The first city built was Eridu, which was built ca. 5,400 B.C. (Mieroop 16). The years that followed are today known as the Ubaid Period, named after the most prominent city-state’s cultural influence of the period (Mieroop 15). By ca. 4,000 B.C., the Ubaid cultural influence had waned to give rise to the influence of the city of Uruk, and then to Jemdet-Nasr. By ca. 2,900 B.C., local kings of various city-states gained power and began to war with each other during the Early Dynastic Period, until Sargon the Great seized power of the entire region, forming the Akkadian Empire in 2,334 B.C. (Mieroop 41-42, 63). His empire lasted until 2,193 B.C., when it was overrun by the Gutians (Mieroop 70-71).
Tablet 1997.2.1, which is dated to 2,200 B.C., was made during the reign of either the famous Naram-Sin (2,254 – 2,218), or Sharkalisharri (2,217 – 2,193); or possibly during the intermediate period before the beginning of the reign of Gudea (2,144). In any case, it was written during a time of uncertainty and political turmoil which saw the downfall of the Akkadian Empire to the Gutians. Thus, we can say with some certainty that the author at least had at some point in his life observed the downfall of the Empire, experiencing the effects of it once its consequences rippled into northern Syria.

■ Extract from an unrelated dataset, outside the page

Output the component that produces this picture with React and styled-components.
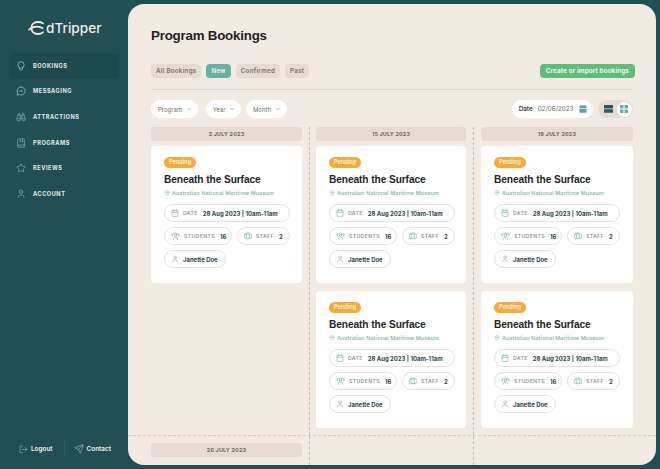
import React from 'react';
import styled, { createGlobalStyle } from 'styled-components';
import {
  Binoculars, BookMarked, Briefcase, Calendar, ChevronDown, LogOut,
  MapPin, Send, Star, User
} from 'lucide-react';

const GlobalStyle = createGlobalStyle`
  html, body {
    margin: 0;
    height: 100%;
    overflow: hidden;
    background: #214f53;
  }
  body {
    font-family: Inter, "Liberation Sans", sans-serif;
  }
`;

const Shell = styled.div`
  width: 660px;
  height: 469px;
  display: flex;
  background: #214f53;
  padding: 4px 4px 4px 0;
  box-sizing: border-box;
`;

const Sidebar = styled.aside`
  width: 128px;
  flex-shrink: 0;
  display: flex;
  flex-direction: column;
`;

const Logo = styled.div`
  display: flex;
  align-items: center;
  height: 20px;
  margin: 14px 0 0 28px;
  color: #f3ebe4;
  font-family: Inter, sans-serif;
  font-size: 13.6px;
  font-weight: 500;
`;

const Nav = styled.nav`
  display: flex;
  flex-direction: column;
  margin: 15px 9px 0 10px;
`;

const NavItem = styled.a`
  height: 25.6px;
  display: flex;
  align-items: center;
  gap: 7px;
  padding-left: 6px;
  border-radius: 4px;
  background: ${p => (p.$active ? '#1f4a4d' : 'transparent')};
  color: #e6ebe7;
  font-size: 5.6px;
  font-weight: 700;
  letter-spacing: 0.55px;
  text-transform: uppercase;
  svg {
    color: #79a8a2;
  }
`;

const SideFooter = styled.div`
  margin-top: auto;
  height: 32px;
  display: flex;
  align-items: center;
  padding-left: 19px;
`;

const FooterLink = styled.a`
  display: flex;
  align-items: center;
  gap: 3px;
  color: #eef0ec;
  font-size: 6.4px;
  font-weight: 600;
  padding-right: ${p => (p.$first ? '11px' : '0')};
  margin-right: ${p => (p.$first ? '9px' : '0')};
  border-right: ${p => (p.$first ? '1px solid #2e5d60' : 'none')};
  height: 16px;
  svg {
    color: #9dbcb7;
  }
`;

const Main = styled.main`
  flex: 1;
  background: #f2ebe4;
  border-radius: 16px;
  overflow: hidden;
  display: flex;
  flex-direction: column;
`;

const Head = styled.div`
  padding: 0 23px;
`;

const Title = styled.h1`
  margin: 23px 0 0;
  height: 18px;
  line-height: 18px;
  font-family: "Liberation Sans", sans-serif;
  font-size: 13.3px;
  font-weight: 700;
  letter-spacing: -0.2px;
  color: #222;
`;

const TabRow = styled.div`
  display: flex;
  align-items: center;
  justify-content: space-between;
  margin-top: 19px;
  padding-bottom: 11px;
  border-bottom: 1px solid #e2d9d1;
`;

const Tabs = styled.div`
  display: flex;
  gap: 5px;
`;

const Tab = styled.span`
  height: 14px;
  line-height: 14px;
  padding: 0 5px;
  border-radius: 4px;
  font-size: 6.2px;
  font-weight: 600;
  letter-spacing: 0.28px;
  background: ${p => (p.$active ? '#6aaea3' : '#e6dcd3')};
  color: ${p => (p.$active ? '#f4f7f4' : '#77706a')};
`;

const CreateButton = styled.button`
  height: 14px;
  margin: 0 -2px 0 0;
  padding: 0 6px;
  border: none;
  border-radius: 4px;
  background: #62bb78;
  color: #effaf0;
  font-family: inherit;
  font-size: 6.3px;
  font-weight: 700;
  letter-spacing: 0.12px;
`;

const FilterRow = styled.div`
  display: flex;
  align-items: center;
  margin-top: 10px;
  height: 18px;
`;

const Pill = styled.div`
  height: 18px;
  display: flex;
  align-items: center;
  gap: 4px;
  padding: 0 5.5px 0 7px;
  margin-right: ${p => p.$mr || 0}px;
  border-radius: 9px;
  background: #fff;
  font-size: 6px;
  color: #6f6f6c;
`;

const DatePill = styled(Pill)`
  padding: 0 6.5px;
  gap: 5px;
  font-size: 6.3px;
`;

const Spacer = styled.div`
  flex: 1;
`;

const DateLabel = styled.b`
  font-weight: 600;
  color: #444;
`;

const Toggle = styled.div`
  display: flex;
  align-items: center;
  justify-content: space-between;
  height: 18px;
  width: 35px;
  padding: 0 1.5px 0 6px;
  box-sizing: border-box;
  background: #e6dcd3;
  border-radius: 9px;
  margin-left: 5px;
  color: #2a5a5d;
`;

const ToggleOn = styled.span`
  width: 15px;
  height: 15px;
  border-radius: 50%;
  background: #fff;
  display: flex;
  align-items: center;
  justify-content: center;
  color: #6aaea3;
`;

const Board = styled.div`
  flex: 1;
  min-height: 0;
  margin-top: 9px;
  display: flex;
  flex-direction: column;
`;

const Columns = styled.div`
  height: 308px;
  flex-shrink: 0;
  display: grid;
  grid-template-columns: 182px 164px 182px;
  border-bottom: 1px dashed #d6cbc1;
`;

const Column = styled.div`
  display: flex;
  flex-direction: column;
  gap: 8px;
  padding: 0 ${p => p.$right}px 0 ${p => p.$left}px;
  border-right: ${p => (p.$last ? 'none' : '1px dashed #c9bdb2')};
  min-width: 0;
  box-sizing: border-box;
`;

const DateHead = styled.div`
  height: 14px;
  line-height: 14px;
  flex-shrink: 0;
  border-radius: 3px;
  background: #e6dcd3;
  text-align: center;
  font-size: 5.4px;
  font-weight: 700;
  letter-spacing: 0.2px;
  color: #6f6963;
  margin-bottom: -3px;
`;

const Footer = styled.div`
  flex: 1;
  display: grid;
  grid-template-columns: 182px 164px 182px;
`;

const FooterCell = styled.div`
  padding: 7px ${p => p.$right}px 0 ${p => p.$left}px;
  border-right: ${p => (p.$last ? 'none' : '1px dashed #c9bdb2')};
  box-sizing: border-box;
`;

const Card = styled.article`
  height: 137px;
  flex-shrink: 0;
  box-sizing: border-box;
  border-radius: 4px;
  background: #fff;
  padding: 11px 0 0 13px;
`;

const Badge = styled.span`
  display: block;
  width: fit-content;
  height: 11px;
  line-height: 11px;
  padding: 0 5px;
  border-radius: 6px;
  background: #f5ab3b;
  color: #fdf3e2;
  font-size: 5.6px;
  font-weight: 600;
`;

const CardTitle = styled.h2`
  margin: 5px 0 0;
  height: 14px;
  line-height: 14px;
  font-family: "Liberation Sans", sans-serif;
  font-size: 10.2px;
  font-weight: 700;
  letter-spacing: -0.1px;
  color: #252525;
`;

const Venue = styled.div`
  display: flex;
  align-items: center;
  gap: 2px;
  margin-top: 1px;
  height: 10px;
  font-size: 5.4px;
  font-weight: 600;
  letter-spacing: 0.12px;
  color: #8dbbb2;
`;

const Chips = styled.div`
  display: flex;
  flex-wrap: wrap;
  gap: 5px;
  width: 126px;
  margin-top: 6px;
`;

const Chip = styled.div`
  height: 18px;
  display: flex;
  align-items: center;
  box-sizing: border-box;
  width: ${p => p.$w}px;
  padding-left: 6px;
  gap: 4px;
  border: 1px solid #e4e2dd;
  border-radius: 9px;
  white-space: nowrap;
  svg {
    color: #7eaba4;
    flex-shrink: 0;
  }
`;

const ChipLabel = styled.span`
  color: #8a9a98;
  font-size: 5.2px;
  font-weight: 600;
  letter-spacing: 0.33px;
  margin-right: 1px;
`;

const Strong = styled.span`
  font-size: 5.95px;
  font-weight: 700;
  color: #2f4749;
`;

function BulbPinIcon() {
  return (
    <svg width="10" height="10" viewBox="0 0 12 12" fill="none" stroke="currentColor" strokeWidth="1.2" strokeLinejoin="round">
      <circle cx="6" cy="4.6" r="3.8" />
      <path d="M4.2 8v2.2L6 11.2l1.8-1V8" />
    </svg>
  );
}

function ChatIcon() {
  return (
    <svg width="10" height="10" viewBox="0 0 12 12" fill="none" stroke="currentColor" strokeWidth="1.2" strokeLinecap="round" strokeLinejoin="round">
      <path d="M6.2 1.200a4.800 4.800 0 1 1-2.300 9L1.200 11l.7-2.600a4.800 4.800 0 0 1 4.300-7.200z" />
      <path d="M4.200 6h3.800" />
    </svg>
  );
}

function GroupIcon() {
  return (
    <svg width="9" height="8" viewBox="0 0 12 10" fill="none" stroke="currentColor" strokeWidth="1.1" strokeLinecap="round">
      <circle cx="6" cy="3" r="1.8" />
      <path d="M3 9.200c.2-2 1.500-2.900 3-2.900s2.800.9 3 2.900" />
      <path d="M2.600 1.400C1.500 1.700 1 2.600 1 3.400s.5 1.500 1.200 1.800M9.400 1.400c1.100.3 1.600 1.200 1.600 2s-.5 1.500-1.200 1.800" />
    </svg>
  );
}

function RowsIcon() {
  return (
    <svg width="9" height="8" viewBox="0 0 9 8" fill="currentColor">
      <rect x="0" y="0" width="9" height="3.400" rx="0.5" />
      <rect x="0" y="4.300" width="9" height="3.400" rx="0.5" />
    </svg>
  );
}

function GridIcon() {
  return (
    <svg width="8" height="8" viewBox="0 0 8 8" fill="currentColor">
      <rect x="0" y="0" width="3.500" height="3.500" rx="0.4" />
      <rect x="4.500" y="0" width="3.500" height="3.500" rx="0.4" />
      <rect x="0" y="4.500" width="3.500" height="3.500" rx="0.4" />
      <rect x="4.500" y="4.500" width="3.500" height="3.500" rx="0.4" />
    </svg>
  );
}

function DateIcon() {
  return (
    <svg width="8" height="8" viewBox="0 0 8 8" fill="#5f9f97">
      <rect x="0.500" y="0.500" width="7" height="2.500" rx="0.5" />
      <rect x="0.500" y="3.700" width="7" height="4" rx="0.5" />
    </svg>
  );
}

function LogoMark() {
  return (
    <svg width="18" height="14" viewBox="0 0 18 14" fill="none" stroke="currentColor" strokeWidth="1.800" strokeLinecap="round">
      <path d="M15 2.200C13.400 1.300 12 1 10 1 6 1 3.400 3.600 3.400 7s2.600 6 6.600 6c1.900 0 3.500-.5 5-1.700" />
      <path d="M1.200 8.600C4.500 5.400 10 5.200 14.500 7" />
    </svg>
  );
}

const navItems = [
  { label: 'Bookings', icon: BulbPinIcon, active: true },
  { label: 'Messaging', icon: ChatIcon },
  { label: 'Attractions', icon: Binoculars },
  { label: 'Programs', icon: BookMarked },
  { label: 'Reviews', icon: Star },
  { label: 'Account', icon: User }
];

function BookingCard() {
  return (
    <Card>
      <Badge>Pending</Badge>
      <CardTitle>Beneath the Surface</CardTitle>
      <Venue>
        <MapPin size={6} strokeWidth={2.2} />
        Australian National Maritime Museum
      </Venue>
      <Chips>
        <Chip $w={126}>
          <Calendar size={8} strokeWidth={1.8} />
          <ChipLabel>DATE</ChipLabel>
          <Strong>28 Aug 2023 | 10am-11am</Strong>
        </Chip>
        <Chip $w={68}>
          <GroupIcon />
          <ChipLabel>STUDENTS</ChipLabel>
          <Strong>16</Strong>
        </Chip>
        <Chip $w={53}>
          <Briefcase size={8} strokeWidth={1.8} />
          <ChipLabel>STAFF</ChipLabel>
          <Strong>2</Strong>
        </Chip>
        <Chip $w={62}>
          <User size={8} strokeWidth={1.8} />
          <Strong>Janette Doe</Strong>
        </Chip>
      </Chips>
    </Card>
  );
}

export default function App() {
  return (
    <>
      <GlobalStyle />
      <Shell>
        <Sidebar>
          <Logo>
            <LogoMark />
            <span>dTripper</span>
          </Logo>
          <Nav>
            {navItems.map(({ label, icon: Icon, active }) => (
              <NavItem key={label} $active={active}>
                <Icon size={10} strokeWidth={1.9} />
                {label}
              </NavItem>
            ))}
          </Nav>
          <SideFooter>
            <FooterLink $first>
              <LogOut size={9} strokeWidth={1.6} />
              Logout
            </FooterLink>
            <FooterLink>
              <Send size={10} strokeWidth={1.5} />
              Contact
            </FooterLink>
          </SideFooter>
        </Sidebar>
        <Main>
          <Head>
            <Title>Program Bookings</Title>
            <TabRow>
              <Tabs>
                <Tab>All Bookings</Tab>
                <Tab $active>New</Tab>
                <Tab>Confirmed</Tab>
                <Tab>Past</Tab>
              </Tabs>
              <CreateButton>Create or import bookings</CreateButton>
            </TabRow>
            <FilterRow>
              <Pill $mr={8}>Program <ChevronDown size={6} strokeWidth={2} /></Pill>
              <Pill $mr={5}>Year <ChevronDown size={6} strokeWidth={2} /></Pill>
              <Pill>Month <ChevronDown size={6} strokeWidth={2} /></Pill>
              <Spacer />
              <DatePill>
                <DateLabel>Date</DateLabel> 02/06/2023
                <DateIcon />
              </DatePill>
              <Toggle>
                <RowsIcon />
                <ToggleOn><GridIcon /></ToggleOn>
              </Toggle>
            </FilterRow>
          </Head>
          <Board>
            <Columns>
              <Column $left={23} $right={7}>
                <DateHead>2 JULY 2023</DateHead>
                <BookingCard />
              </Column>
              <Column $left={6} $right={7}>
                <DateHead>15 JULY 2023</DateHead>
                <BookingCard />
                <BookingCard />
              </Column>
              <Column $left={7} $right={23} $last>
                <DateHead>19 JULY 2023</DateHead>
                <BookingCard />
                <BookingCard />
              </Column>
            </Columns>
            <Footer>
              <FooterCell $left={23} $right={7}>
                <DateHead>26 JULY 2023</DateHead>
              </FooterCell>
              <FooterCell $left={6} $right={7} />
              <FooterCell $left={7} $right={23} $last />
            </Footer>
          </Board>
        </Main>
      </Shell>
    </>
  );
}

The tablet itself speaks nothing of this incident, as it was not designed to do so. Dr. David Musgrave of Amridge University has been given to the task of translation for the past year, working with pictures of the tablet, as well as his own notes taken during his visit to the Museum of Biblical History on July 14, 2015. Tablet 1997.2.1 is simply an administrative text, describing what appears to be a list of commodities (Musgrave). Because of the general wear on the tablet, translation has proven to be rather difficult; and so it is difficult to comment with any certainty as to the exact nature of the record. So far, he has identified the words še or its Akkadian cognate ipru (“barley rations”), udu (“sheep”), the word for “male,” and the numerical value of “one” inserted at the beginning of each line, all on Side A (Musgrave).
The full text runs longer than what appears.